Assim como direitos do trabalho, do consumidor e concorrencial vieram implementar normas de interesse público nas relações entre privados, o projeto de lei em questão busca assegurar maior responsabilidade jurídica por possíveis crimes nos espaços públicos criados pelas plataformas a partir de relações privadas.

O exercício de futurologia no debate sobre as consequências da implementação do artigo 10, por vezes esculpido em cenários apocalípticos por tons como vigilância em massa, fim da privacidade e decréscimo do debate público, esquece a natureza do processo legislativo.

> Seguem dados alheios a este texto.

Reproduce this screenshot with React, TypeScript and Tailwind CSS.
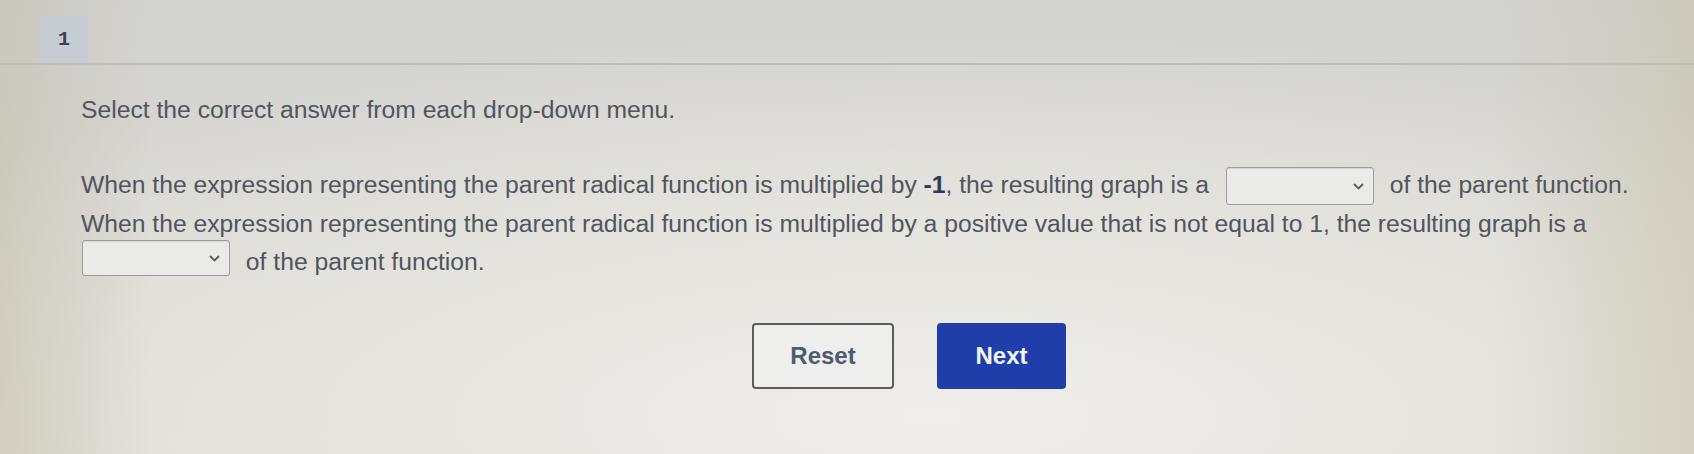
import React from "react";

function Chevron() {
  return (
    <svg width="11" height="7" viewBox="0 0 11 7" className="shrink-0">
      <polyline points="1,1 5.5,5.5 10,1" fill="none" stroke="#5a5d63" strokeWidth="1.8" />
    </svg>
  );
}

// Closed select box: an empty box with a chevron on its right edge.
function Dropdown({ className }: { className: string }) {
  return (
    <span
      className={
        "inline-block w-[148px] overflow-hidden rounded-[3px] border border-[#9c9c9a] bg-[#eaeae8] shadow-[inset_0_1px_0_#d6d6d4] " +
        className
      }
    >
      <span className="flex h-full items-center justify-end pr-[9px]">
        <Chevron />
      </span>
    </span>
  );
}

export default function App() {
  return (
    <div className="h-[454px] w-[1694px] overflow-hidden bg-[linear-gradient(90deg,rgba(196,190,172,0.55)_0%,rgba(196,190,172,0)_9%,rgba(196,190,172,0)_88%,rgba(200,194,172,0.55)_100%),radial-gradient(ellipse_75%_85%_at_55%_92%,#efeeea_0%,#e6e5e0_45%,rgba(230,229,224,0)_100%),linear-gradient(180deg,#d2d2d0_0%,#d8d7d2_45%,#dedcd2_100%)] font-['Liberation_Sans',Arial,sans-serif] text-[#50555e]">
      {/* question number strip */}
      <div className="flex h-[65px] items-start border-b-2 border-[#bdbdba] pl-[40px] pt-[16px]">
        <div className="flex h-[47px] w-[48px] items-center justify-center bg-[#c6ccd4] font-['Liberation_Mono',monospace] text-[20px] font-bold text-[#3c4250]">
          1
        </div>
      </div>

      <div className="pl-[81px] pr-[16px]">
        <p className="mt-[26px] text-[24.7px] leading-[38px]">
          Select the correct answer from each drop-down menu.
        </p>

        <div className="mt-[37px] text-[24.7px] leading-[38px]">
          <p>
            When the expression representing the parent radical function is multiplied by{" "}
            <span className="font-bold text-[#2f3a58]">-1</span>, the resulting graph is a{" "}
            <Dropdown className="ml-[10px] mr-[9px] h-[38px] align-[-12px]" /> of the parent function.
          </p>
          <p>
            When the expression representing the parent radical function is multiplied by a positive value that is not
            equal to 1, the resulting graph is a{" "}
            <Dropdown className="-mt-[6px] ml-[1px] mr-[9px] h-[36px] align-[-6px]" /> of the parent function.
          </p>
        </div>

        <div className="mt-[42px] flex gap-[43px] pl-[671px]">
          <button className="flex h-[66px] w-[142px] items-center justify-center rounded-[4px] border-2 border-[#5c5c5c] bg-[#eeeeec] text-[24px] font-bold text-[#4e5a72]">
            Reset
          </button>
          <button className="flex h-[66px] w-[129px] items-center justify-center rounded-[4px] bg-[#1f3ea9] text-[24px] font-bold text-[#f2f5ff]">
            Next
          </button>
        </div>
      </div>
    </div>
  );
}
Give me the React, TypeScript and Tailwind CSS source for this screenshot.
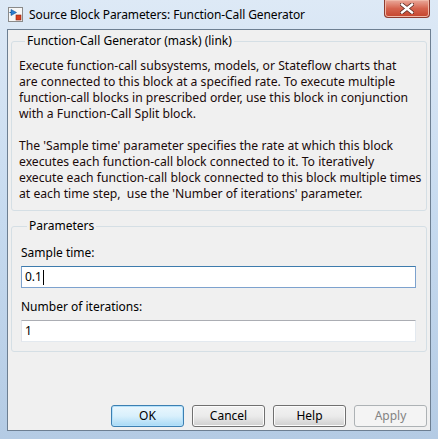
import React from "react";

const font = { fontFamily: '"Segoe UI", "Noto Sans", "Open Sans", sans-serif' };

function SimIcon() {
  return (
    <svg width="15" height="15" viewBox="0 0 15 15">
      <rect x="0.5" y="0.5" width="14" height="14" fill="#f7f7f7" stroke="#8a8a8a" />
      <path d="M3 2.5 L3 8.5 L8.5 5.5 Z" fill="#2a7fd4" stroke="#16508f" strokeWidth="0.6" />
      <path d="M1.5 5.5 H3" stroke="#16508f" strokeWidth="1" />
      <rect x="8" y="8" width="5" height="5" fill="#d8401f" stroke="#8e2410" strokeWidth="0.6" />
    </svg>
  );
}

function Btn({ label, kind }: { label: string; kind?: "default" | "disabled" }) {
  const base =
    "w-[73px] h-[22px] rounded-[3px] flex items-center justify-center text-[12px] leading-none";
  if (kind === "default")
    return (
      <div className={base + " border border-[#3c7fb1] bg-gradient-to-b from-[#eaf6fd] via-[#d9f0fc] to-[#a7d9f5] text-black shadow-[inset_0_0_0_1px_#b4e1fb]"}>
        {label}
      </div>
    );
  if (kind === "disabled")
    return (
      <div className={base + " border border-[#adb2b5] bg-[#f4f4f4] text-[#838383]"}>{label}</div>
    );
  return (
    <div className={base + " border border-[#707070] bg-gradient-to-b from-[#f2f2f2] via-[#ebebeb] to-[#cfcfcf] text-black shadow-[inset_0_0_0_1px_#fcfcfc]"}>
      {label}
    </div>
  );
}

export default function App() {
  const desc1 = [
    "Execute function-call subsystems, models, or Stateflow charts that",
    "are connected to this block at a specified rate. To execute multiple",
    "function-call blocks in prescribed order, use this block in conjunction",
    "with a Function-Call Split block.",
  ];
  const desc2 = [
    "The 'Sample time' parameter specifies the rate at which this block",
    "executes each function-call block connected to it. To iteratively",
    "execute each function-call block connected to this block multiple times",
    "at each time step,  use the 'Number of iterations' parameter.",
  ];
  return (
    <div
      className="w-[438px] h-[439px] flex flex-col bg-gradient-to-b from-[#dde9f6] via-[#c6daef] to-[#b4cbe4] text-black"
      style={font}
    >
      <div className="h-[29px] flex items-start relative shrink-0">
        <div className="ml-[8px] mt-[7px]">
          <SimIcon />
        </div>
        <div className="ml-[6px] mt-[6px] text-[12px] leading-[18px] text-black tracking-[-0.1px]">
          Source Block Parameters: Function-Call Generator
        </div>
        <div className="absolute left-[384px] top-0 w-[46px] h-[18px] rounded-b-[4px] border border-t-0 border-[#8d3b2f] bg-gradient-to-b from-[#e9a99b] via-[#d5634e] to-[#c4442c] flex items-center justify-center shadow-[inset_0_0_0_1px_#f0b8a8]">
          <svg width="14" height="11" viewBox="0 0 14 11">
            <path d="M2 1.5 L12 9.5 M12 1.5 L2 9.5" stroke="#5a2a22" strokeWidth="4" strokeLinecap="square" />
            <path d="M2 1.5 L12 9.5 M12 1.5 L2 9.5" stroke="#ffffff" strokeWidth="2.4" strokeLinecap="square" />
          </svg>
        </div>
      </div>
      <div className="mx-[7px] h-[402px] border border-[#6d7f92] bg-[#f0f0f0] flex flex-col px-[3px] pb-[3px]">
        <fieldset className="mt-[3px] border border-[#d5dfe5] rounded-[3px] pl-[7px] pr-[4px] pb-[8px]">
          <legend className="ml-[6px] px-[2px] text-[12px] leading-[16px]">
            Function-Call Generator (mask) (link)
          </legend>
          <div className="pt-[9px] text-[12.2px] leading-[16px] text-[#1a0a0a] whitespace-pre">
            {desc1.map((l) => (
              <div key={l}>{l}</div>
            ))}
            <div>&nbsp;</div>
            {desc2.map((l) => (
              <div key={l}>{l}</div>
            ))}
          </div>
        </fieldset>
        <fieldset className="mt-[7px] border border-[#d5dfe5] rounded-[3px] pl-[9px] pr-[10px] pb-[9px]">
          <legend className="ml-[6px] px-[2px] text-[12px] leading-[16px]">Parameters</legend>
          <div className="pt-[11px] text-[12px] leading-[16px]">Sample time:</div>
          <div className="mt-[5px] h-[22px] border border-[#7da2ce] border-t-[#3d7bad] bg-white flex items-center pl-[3px] text-[12px]">
            <span>0.1</span>
            <span className="w-px h-[15px] bg-black ml-[1px]" />
          </div>
          <div className="mt-[11px] text-[12px] leading-[16px]">Number of iterations:</div>
          <div className="mt-[5px] h-[22px] border border-[#e3e9ef] border-t-[#abadb3] border-l-[#e2e3ea] bg-white flex items-center pl-[3px] text-[12px]">
            1
          </div>
        </fieldset>
        <div className="mt-auto flex justify-end gap-[8px]">
          <Btn label="OK" kind="default" />
          <Btn label="Cancel" />
          <Btn label="Help" />
          <Btn label="Apply" kind="disabled" />
        </div>
      </div>
    </div>
  );
}
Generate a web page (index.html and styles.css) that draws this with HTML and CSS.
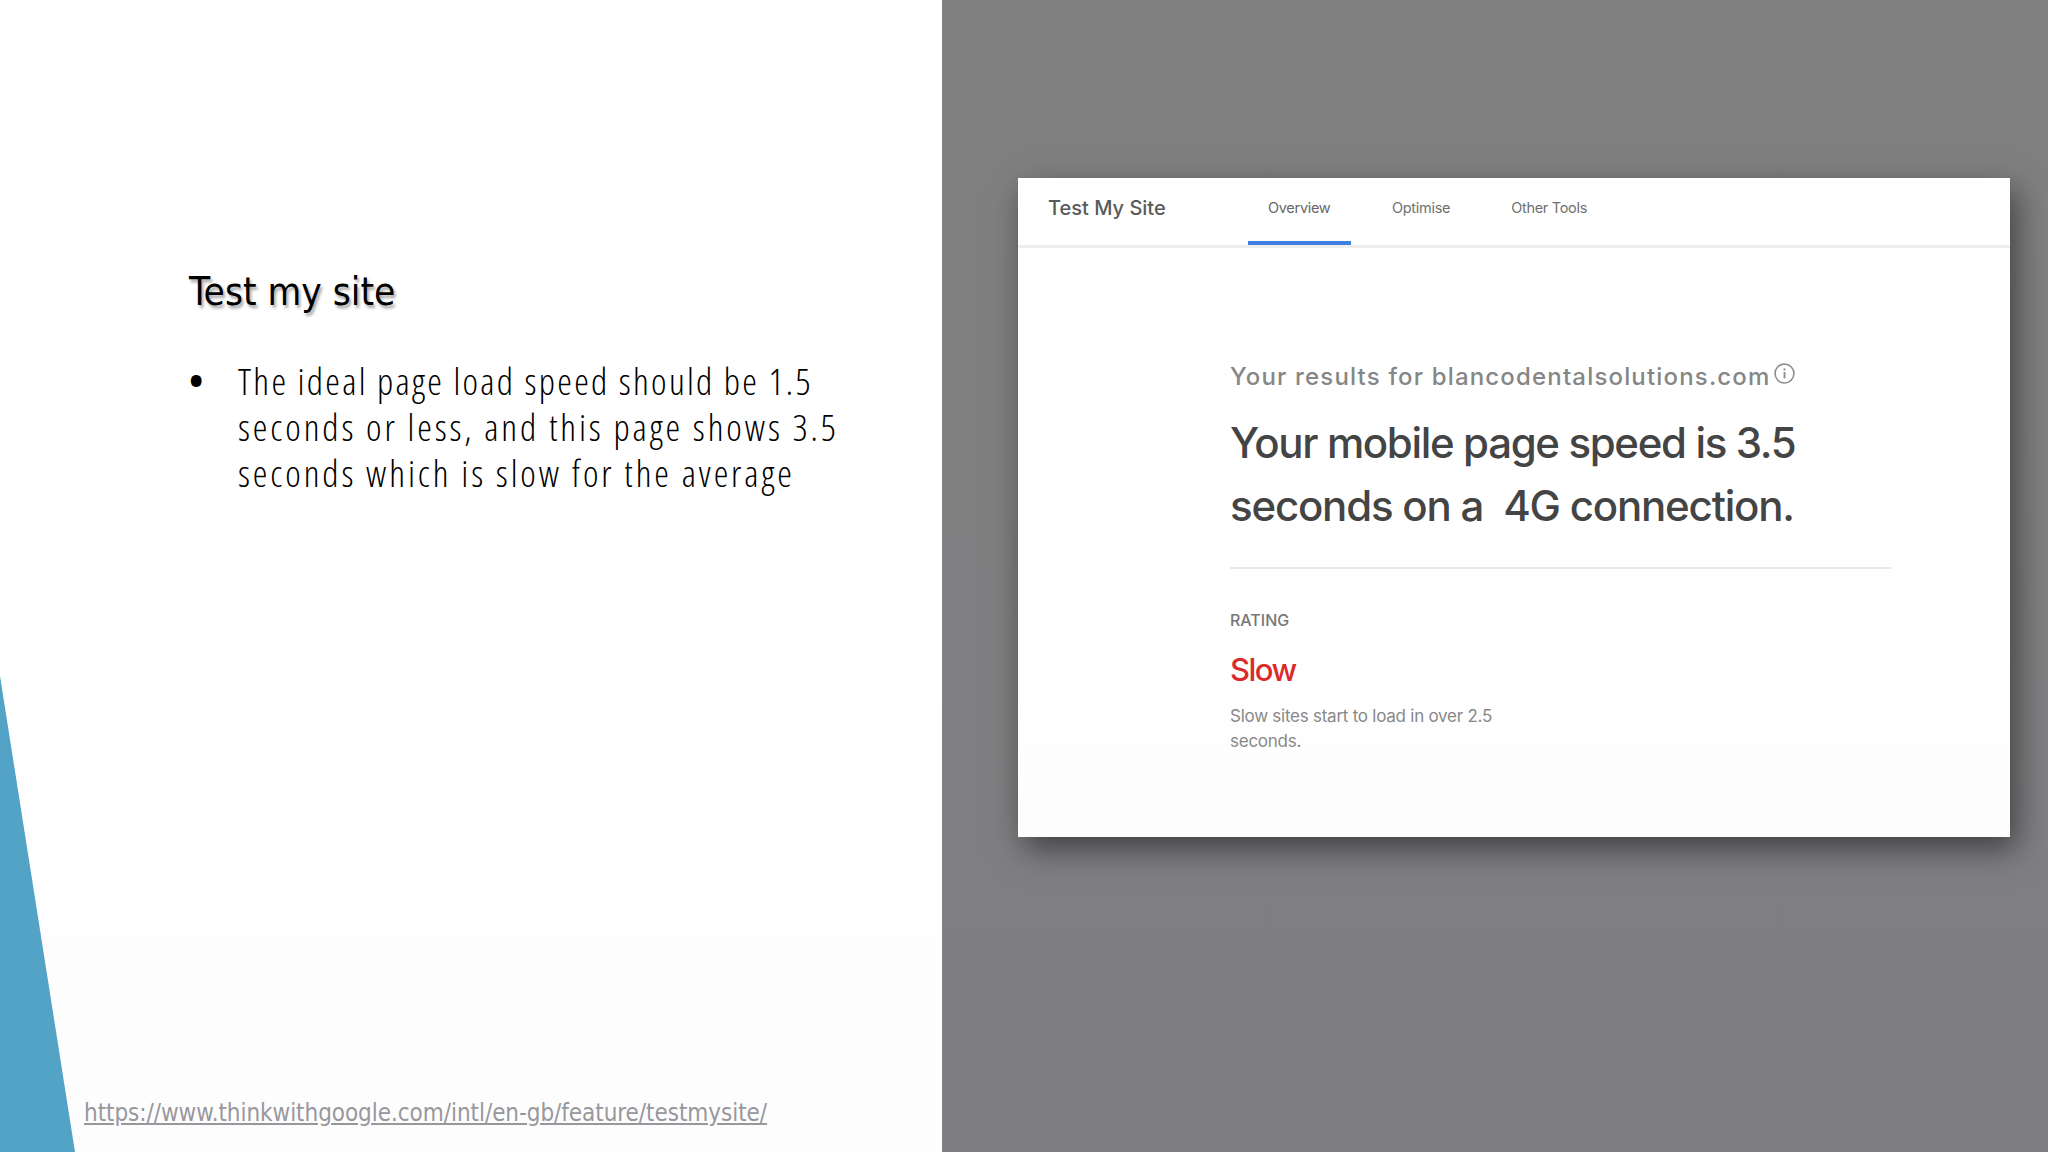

Este não é regido pelos princípios basilares do trabalho jurisdicional como o iura novit curia, ou seja, pela divisão de trabalho entre juiz (elementos normativos) e partes (elementos fáticos). Devido à inerente legitimidade democrática e a orientação pelo interesse público, legislar exige uma prerrogativa de prognose.

Apenas em um segundo momento, acumulada experiência sobre a aplicação de um dispositivo legal, caso a avaliação dos efeitos da lei pelo legislador revele-se parcialmente ou totalmente equivocada, estabelece-se um dever de observação e correção pelo Judiciário ou pela corte constitucional.

Misturar esses distintos momentos é subjugar o papel do Legislativo dentro da estrutura do Estado democrático de Direito.

Como no mercado tradicional de bens, a possibilidade de responsabilização por manipulação criminosa é pressuposto para o bom funcionamento de qualquer mercado de ideias pujante e plural.

O mercado de ideias diferencia-se, por sua vez, do de bens em um importante aspecto: a manipulação criminosa do mercado de ideias gera impactos substanciais para os pilares da democracia, pilares os quais não se regeneram espontaneamente pela simples lógica de mercado.

A quem interessa afastar a aplicação do direito e de mecanismos de responsabilização do mundo digital?